Later in the piece, the Times provides more interesting background:
But the alliance soon expanded its own legal team, joining a cluster of like-minded, nonprofit law firms including Liberty Institute, which is devoted entirely to “religious liberty” issues; the American Center for Law and Justice; the Becket Fund for Religious Liberty; Liberty Counsel; and the Pacific Justice Institute. Alliance Defending Freedom, which changed its name in 2012, relies on private donors, whom it does not disclose.
“A.D.F. and the other groups wanted to counter more liberal legal forces, and they have largely achieved that goal,” said Douglas Laycock, an expert on law and religion at the University of Virginia Law School. “On the whole, they work at pretty high levels, and they’ve got a lot of boots on the ground.”
Along the way, the alliance has sometimes ruffled the feathers of sister organizations. When California state officials declined to defend Proposition 8, the amendment banning same-sex marriage, the alliance took up the cudgel.
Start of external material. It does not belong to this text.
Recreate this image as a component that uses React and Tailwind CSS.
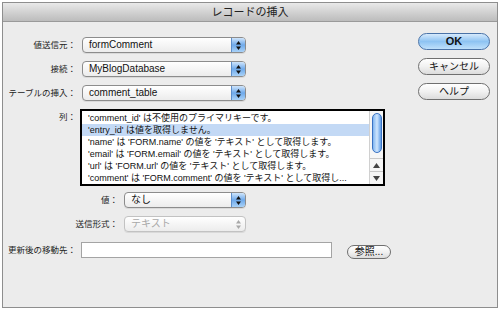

But when it lost in federal court in 2010 in the case, Hollingsworth v. Perry, Liberty Counsel complained publicly that Alliance Defending Freedom had excluded it and had performed poorly.
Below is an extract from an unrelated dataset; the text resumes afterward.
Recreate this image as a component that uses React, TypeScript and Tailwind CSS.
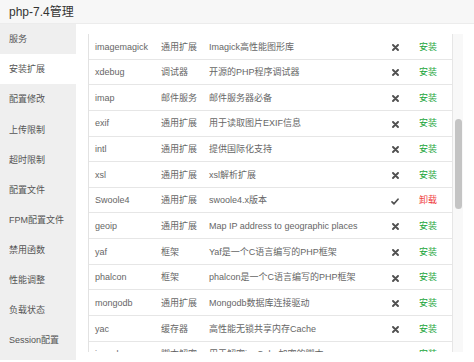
import React from "react";

const menu = ["服务", "安装扩展", "配置修改", "上传限制", "超时限制", "配置文件", "FPM配置文件", "禁用函数", "性能调整", "负载状态", "Session配置"];

type Row = { name: string; type: string; desc: string; installed: boolean };
const rows: Row[] = [
  { name: "imagemagick", type: "通用扩展", desc: "Imagick高性能图形库", installed: false },
  { name: "xdebug", type: "调试器", desc: "开源的PHP程序调试器", installed: false },
  { name: "imap", type: "邮件服务", desc: "邮件服务器必备", installed: false },
  { name: "exif", type: "通用扩展", desc: "用于读取图片EXIF信息", installed: false },
  { name: "intl", type: "通用扩展", desc: "提供国际化支持", installed: false },
  { name: "xsl", type: "通用扩展", desc: "xsl解析扩展", installed: false },
  { name: "Swoole4", type: "通用扩展", desc: "swoole4.x版本", installed: true },
  { name: "geoip", type: "通用扩展", desc: "Map IP address to geographic places", installed: false },
  { name: "yaf", type: "框架", desc: "Yaf是一个C语言编写的PHP框架", installed: false },
  { name: "phalcon", type: "框架", desc: "phalcon是一个C语言编写的PHP框架", installed: false },
  { name: "mongodb", type: "通用扩展", desc: "Mongodb数据库连接驱动", installed: false },
  { name: "yac", type: "缓存器", desc: "高性能无锁共享内存Cache", installed: false },
  { name: "ioncube", type: "脚本解密", desc: "用于解密ionCube加密的脚本", installed: false },
];

const Cross = () => (
  <svg width="7" height="7" viewBox="0 0 7 7">
    <path d="M1 1 L6 6 M6 1 L1 6" stroke="#505050" strokeWidth="1.9" strokeLinecap="round" />
  </svg>
);

const Check = () => (
  <svg width="8" height="7" viewBox="0 0 8 7">
    <path d="M1 3.8 L3 5.8 L7 1.2" stroke="#505050" strokeWidth="1.7" fill="none" strokeLinecap="round" strokeLinejoin="round" />
  </svg>
);

export default function App() {
  return (
    <div
      className="w-[474px] h-[362px] bg-white overflow-hidden"
      style={{ fontFamily: '"Liberation Sans", "Noto Sans CJK SC", sans-serif' }}
    >
      <div className="h-[24px] bg-[#f7f7f7] border-b border-[#ececec] flex items-center pl-[9px] pt-[1px] text-[12px] text-[#333]">
        php-7.4管理
      </div>
      <div className="flex">
        <div className="w-[76px] h-[336px] bg-[#efefef] flex flex-col">
          {menu.map((m, i) => (
            <div
              key={m}
              className={`h-[30.1px] flex items-center pl-[9px] pt-[2px] text-[9px] text-[#555] ${i === 1 ? "bg-white" : ""}`}
            >
              {m}
            </div>
          ))}
        </div>
        <div className="pl-[12px] pt-[10px]">
          <div className="w-[375px] h-[318px] overflow-hidden flex">
            <div className="w-[364px] border-l border-[#e2e2e2] flex flex-col">
              {rows.map((r) => (
                <div
                  key={r.name}
                  className="h-[25.65px] shrink-0 border-b border-[#e6e6e6] flex items-center pt-[2px] text-[9px] text-[#666]"
                >
                  <div className="w-[66px] pl-[6px] shrink-0">{r.name}</div>
                  <div className="w-[48px] pl-[6px] shrink-0">{r.type}</div>
                  <div className="w-[177px] pl-[6px] shrink-0 whitespace-nowrap">{r.desc}</div>
                  <div className="w-[30px] shrink-0 flex justify-center">{r.installed ? <Check /> : <Cross />}</div>
                  <div className={`pl-[9px] ${r.installed ? "text-[#ef3b3b]" : "text-[#20a53a]"}`}>
                    {r.installed ? "卸载" : "安装"}
                  </div>
                </div>
              ))}
            </div>
            <div className="w-[11px] h-full border-l border-[#e6e6e6] bg-[#f8f8f8] pt-[85px]">
              <div className="ml-[2px] w-[7px] h-[90px] rounded-full bg-[#c4c4c4]" />
            </div>
          </div>
        </div>
      </div>
    </div>
  );
}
Concerning that section, did you notice the scare quotes around "religious liberty" in that first paragraph? And did you chuckle at the note that the organization does not disclose its private donors? As one GetReligion reader asked, "Honestly, what nonprofit group would ever release its donor list?"
Laycock, the law and religion expert quoted, is a respected attorney whose name I recognized and who has the credentials to offer an independent assessment of the Alliance Defending Freedom. Nice choice of sources.
Meanwhile, I wish the Times had given the Liberty Counsel — or one of the other like-minded firms — an opportunity to respond to the cliche about the alliance ruffling feathers. I mean, I complained about a bunch of people in 2010 (and vice versa), but a lot has happened since then. If that element of the story is relevant, it seems important to allow those accused of being critics to voice their 2014 perspective, right?
Similarly, the story portrays the alliance as anti-gay without allowing Sears — in his own words — to speak to the contention:
But the alliance has gained a reputation as a hard-line opponent of gay rights, and critics say the principles in its legal briefs mask prejudice, a contention that Mr. Sears denies.
Fred Sainz, a vice president of the Human Rights Campaign, a gay-rights group, said, “They are easily the most active antigay legal group.”
Yes, Sears denies the claim. That's good to know. But what exactly did he say about the accusation? That seems highly relevant.
But overall, give the Times credit for its professional, responsible and (mostly) evenhanded coverage of the Alliance Defending Freedom.